Brief:
Without the pictures, return all of the material exactly as written.

Recorded information:

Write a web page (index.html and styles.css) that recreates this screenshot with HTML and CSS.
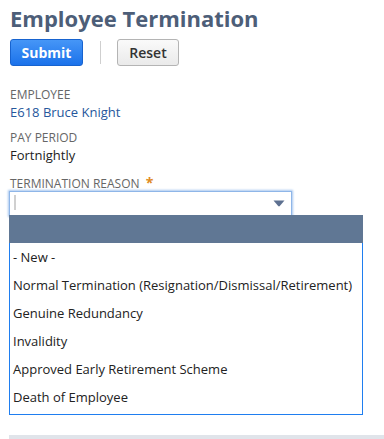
FILE: index.html
```html
<!DOCTYPE html>
<html lang="en">
<head>
    <meta charset="UTF-8">
    <meta name="viewport" content="width=device-width, initial-scale=1.0">
    <title>Employee Termination</title>
    <link rel="stylesheet" href="styles.css">
</head>
<body>
    <div class="page">
        <h1>Employee Termination</h1>
        <div class="actions">
            <button class="btn btn-primary" type="button">Submit</button>
            <span class="divider"></span>
            <button class="btn btn-secondary" type="button">Reset</button>
        </div>

        <div class="field first">
            <div class="field-label">Employee</div>
            <div class="field-value link">E618 Bruce Knight</div>
        </div>

        <div class="field">
            <div class="field-label">Pay Period</div>
            <div class="field-value">Fortnightly</div>
        </div>

        <div class="field reason">
            <div class="field-label">Termination Reason <span class="required">*</span></div>
            <div class="select-wrap">
                <div class="select">
                    <span class="caret"></span>
                    <svg class="arrow" width="12" height="7" viewBox="0 0 12 7">
                        <path d="M0.5 0.5 H11.5 L6.8 6 Q6 6.8 5.2 6 Z" fill="#5d7090"/>
                    </svg>
                </div>
                <ul class="dropdown">
                    <li class="dropdown-head"></li>
                    <li>- New -</li>
                    <li>Normal Termination (Resignation/Dismissal/Retirement)</li>
                    <li>Genuine Redundancy</li>
                    <li>Invalidity</li>
                    <li>Approved Early Retirement Scheme</li>
                    <li>Death of Employee</li>
                </ul>
            </div>
        </div>

        <div class="footer-bar"></div>
    </div>
</body>
</html>
```

FILE: styles.css
```css
body {
    margin: 0;
    font-family: "Open Sans", Arial, sans-serif;
    background-color: white;
    color: #222;
}
.page {
    padding-left: 10px;
}
h1 {
    margin: 3px 0 0 0;
    font-size: 22px;
    line-height: 30px;
    font-weight: bold;
    color: #4d5e78;
}
.actions {
    display: flex;
    align-items: center;
    margin-top: 6px;
}
.btn {
    height: 27px;
    border-radius: 3px;
    font-family: "Open Sans", Arial, sans-serif;
    font-size: 14px;
    font-weight: bold;
    padding: 0;
    box-sizing: border-box;
    cursor: pointer;
}
.btn-primary {
    width: 73px;
    color: white;
    border: 1px solid #1763cf;
    background: linear-gradient(#4696f7, #1b72ea);
}
.btn-secondary {
    width: 62px;
    color: #333;
    font-weight: 600;
    border: 1px solid #b4b4b4;
    background: linear-gradient(#fafafa, #eaeaea);
}
.divider {
    width: 1px;
    height: 23px;
    background-color: #cfcfcf;
    margin: 0 16px 0 17px;
}
.field {
    margin-top: 9px;
}
.field.first {
    margin-top: 21px;
}
.field.reason {
    margin-top: 11px;
}
.field-label {
    font-size: 12px;
    line-height: 16px;
    color: #666;
    text-transform: uppercase;
}
.required {
    color: #e08a1e;
    font-weight: bold;
    font-size: 14px;
    margin-left: 3px;
}
.field-value {
    font-size: 13px;
    line-height: 18px;
    color: #222;
}
.field-value.link {
    color: #26579c;
}
.select-wrap {
    position: relative;
    margin-top: -1px;
}
.select {
    position: relative;
    width: 281px;
    height: 23px;
    margin-left: -1px;
    border: 1px solid #8fb6e8;
    box-shadow: 0 0 2px 1px #a9c8ef;
    background-color: white;
}
.caret {
    position: absolute;
    left: 4px;
    top: 3px;
    width: 2px;
    height: 15px;
    background-color: #d0d0d0;
}
.arrow {
    position: absolute;
    right: 6px;
    top: 8px;
}
.dropdown {
    position: absolute;
    left: -1px;
    top: 24px;
    width: 352px;
    margin: 0;
    padding: 0 0 3px 0;
    list-style: none;
    border: 1px solid #1f7ef0;
    background-color: white;
}
.dropdown li {
    height: 28px;
    line-height: 29px;
    padding-left: 3px;
    font-size: 13px;
    color: #222;
    white-space: nowrap;
}
.dropdown li.dropdown-head {
    height: 28px;
    margin: -1px -1px 0 -1px;
    background-color: #607794;
}
.footer-bar {
    margin-top: 219px;
    margin-left: -1px;
    height: 10px;
    background-color: #e0e4ea;
}
```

Exercise output:
Write a web page (index.html and styles.css) that recreates this screenshot with HTML and CSS.
FILE: index.html
```html
<!DOCTYPE html>
<html lang="en">
<head>
    <meta charset="UTF-8">
    <meta name="viewport" content="width=device-width, initial-scale=1.0">
    <title>Employee Termination</title>
    <link rel="stylesheet" href="styles.css">
</head>
<body>
    <div class="page">
        <h1>Employee Termination</h1>
        <div class="actions">
            <button class="btn btn-primary" type="button">Submit</button>
            <span class="divider"></span>
            <button class="btn btn-secondary" type="button">Reset</button>
        </div>

        <div class="field first">
            <div class="field-label">Employee</div>
            <div class="field-value link">E618 Bruce Knight</div>
        </div>

        <div class="field">
            <div class="field-label">Pay Period</div>
            <div class="field-value">Fortnightly</div>
        </div>

        <div class="field reason">
            <div class="field-label">Termination Reason <span class="required">*</span></div>
            <div class="select-wrap">
                <div class="select">
                    <span class="caret"></span>
                    <svg class="arrow" width="12" height="7" viewBox="0 0 12 7">
                        <path d="M0.5 0.5 H11.5 L6.8 6 Q6 6.8 5.2 6 Z" fill="#5d7090"/>
                    </svg>
                </div>
                <ul class="dropdown">
                    <li class="dropdown-head"></li>
                    <li>- New -</li>
                    <li>Normal Termination (Resignation/Dismissal/Retirement)</li>
                    <li>Genuine Redundancy</li>
                    <li>Invalidity</li>
                    <li>Approved Early Retirement Scheme</li>
                    <li>Death of Employee</li>
                </ul>
            </div>
        </div>

        <div class="footer-bar"></div>
    </div>
</body>
</html>
```

FILE: styles.css
```css
body {
    margin: 0;
    font-family: "Open Sans", Arial, sans-serif;
    background-color: white;
    color: #222;
}
.page {
    padding-left: 10px;
}
h1 {
    margin: 3px 0 0 0;
    font-size: 22px;
    line-height: 30px;
    font-weight: bold;
    color: #4d5e78;
}
.actions {
    display: flex;
    align-items: center;
    margin-top: 6px;
}
.btn {
    height: 27px;
    border-radius: 3px;
    font-family: "Open Sans", Arial, sans-serif;
    font-size: 14px;
    font-weight: bold;
    padding: 0;
    box-sizing: border-box;
    cursor: pointer;
}
.btn-primary {
    width: 73px;
    color: white;
    border: 1px solid #1763cf;
    background: linear-gradient(#4696f7, #1b72ea);
}
.btn-secondary {
    width: 62px;
    color: #333;
    font-weight: 600;
    border: 1px solid #b4b4b4;
    background: linear-gradient(#fafafa, #eaeaea);
}
.divider {
    width: 1px;
    height: 23px;
    background-color: #cfcfcf;
    margin: 0 16px 0 17px;
}
.field {
    margin-top: 9px;
}
.field.first {
    margin-top: 21px;
}
.field.reason {
    margin-top: 11px;
}
.field-label {
    font-size: 12px;
    line-height: 16px;
    color: #666;
    text-transform: uppercase;
}
.required {
    color: #e08a1e;
    font-weight: bold;
    font-size: 14px;
    margin-left: 3px;
}
.field-value {
    font-size: 13px;
    line-height: 18px;
    color: #222;
}
.field-value.link {
    color: #26579c;
}
.select-wrap {
    position: relative;
    margin-top: -1px;
}
.select {
    position: relative;
    width: 281px;
    height: 23px;
    margin-left: -1px;
    border: 1px solid #8fb6e8;
    box-shadow: 0 0 2px 1px #a9c8ef;
    background-color: white;
}
.caret {
    position: absolute;
    left: 4px;
    top: 3px;
    width: 2px;
    height: 15px;
    background-color: #d0d0d0;
}
.arrow {
    position: absolute;
    right: 6px;
    top: 8px;
}
.dropdown {
    position: absolute;
    left: -1px;
    top: 24px;
    width: 352px;
    margin: 0;
    padding: 0 0 3px 0;
    list-style: none;
    border: 1px solid #1f7ef0;
    background-color: white;
}
.dropdown li {
    height: 28px;
    line-height: 29px;
    padding-left: 3px;
    font-size: 13px;
    color: #222;
    white-space: nowrap;
}
.dropdown li.dropdown-head {
    height: 28px;
    margin: -1px -1px 0 -1px;
    background-color: #607794;
}
.footer-bar {
    margin-top: 219px;
    margin-left: -1px;
    height: 10px;
    background-color: #e0e4ea;
}
```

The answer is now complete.